To simplify the equation and identify its type, we gather all terms on one side of the equation. We will subtract the terms from the left side from the right side to keep the coefficients of $$x^2$$ and $$y^2$$ positive:
$$0 = (9x^2 - x^2) + (9y^2 - y^2) + (-90x - 6x) + (-180y - (-4y)) + (1125 - 13)$$
$$0 = 8x^2 + 8y^2 - 96x - 176y + 1112$$
To further simplify, we can divide the entire equation by 8 (since all coefficients are divisible by 8):
$$\frac{0}{8} = \frac{8x^2}{8} + \frac{8y^2}{8} - \frac{96x}{8} - \frac{176y}{8} + \frac{1112}{8}$$
$$0 = x^2 + y^2 - 12x - 22y + 139$$
This is the general form of the equation for the set of all points P(x, y).

**step6** Converting to the standard form of a circle equation

The general form obtained ($$x^2 + y^2 - 12x - 22y + 139 = 0$$) represents a circle.

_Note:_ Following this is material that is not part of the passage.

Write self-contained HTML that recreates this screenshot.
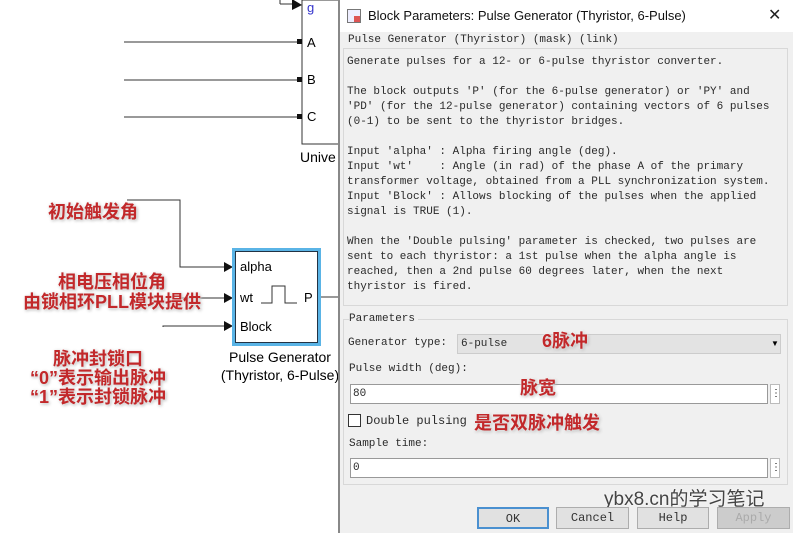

To easily identify its center and radius, we convert it to the standard form of a circle equation, which is $$(x - h)^2 + (y - k)^2 = r^2$$, by a process called completing the square.
First, group the x-terms and y-terms together, and move the constant term to the other side of the equation:
$$(x^2 - 12x) + (y^2 - 22y) = -139$$
Now, complete the square for the x-terms: Take half of the coefficient of x (-12), which is -6. Square this value: $$(-6)^2 = 36$$. Add 36 to both sides of the equation.
$$(x^2 - 12x + 36)$$
Next, complete the square for the y-terms: Take half of the coefficient of y (-22), which is -11. Square this value: $$(-11)^2 = 121$$. Add 121 to both sides of the equation.
$$(y^2 - 22y + 121)$$
Applying these additions to the equation:
$$(x^2 - 12x + 36) + (y^2 - 22y + 121) = -139 + 36 + 121$$
Factor the perfect square trinomials:
$$(x - 6)^2 + (y - 11)^2 = 18$$
This is the standard form of the equation for the set of all points P(x, y).

**step7** Identifying the center and radius for sketching

From the standard form of the circle equation, $$(x - h)^2 + (y - k)^2 = r^2$$, we can directly identify the center of the circle (h, k) and its radius r.
Comparing $$(x - 6)^2 + (y - 11)^2 = 18$$ with the standard form:
The center of the circle is (h, k) = (6, 11).
The radius squared ($$r^2$$) is 18.
The radius r is the square root of 18: $$r = \sqrt{18} = \sqrt{9 \times 2} = 3\sqrt{2}$$.
As a decimal approximation, $$r \approx 3 \times 1.414 = 4.242$$.

**step8** Sketching the graph

To sketch the graph of the equation $$(x - 6)^2 + (y - 11)^2 = 18$$, which is a circle, follow these steps:
1. **Plot the Center:** Mark the point (6, 11) on your coordinate plane. This is the center of the circle.
2. **Determine Key Points:** From the center (6, 11), move a distance equal to the radius ($$\sqrt{18} \approx 4.24$$ units) in four main directions:
* To the right: ($$6 + \sqrt{18}$$, 11)
* To the left: ($$6 - \sqrt{18}$$, 11)
* Upwards: (6, $$11 + \sqrt{18}$$)
* Downwards: (6, $$11 - \sqrt{18}$$)
These four points will lie on the circle.
3. **Draw the Circle:** Connect these four points with a smooth, continuous curve to form the circle.
4. **Optional: Plot Original Points:** You may also plot the given points A(-3, 2) and B(5, 10) to see their relationship to the derived circle.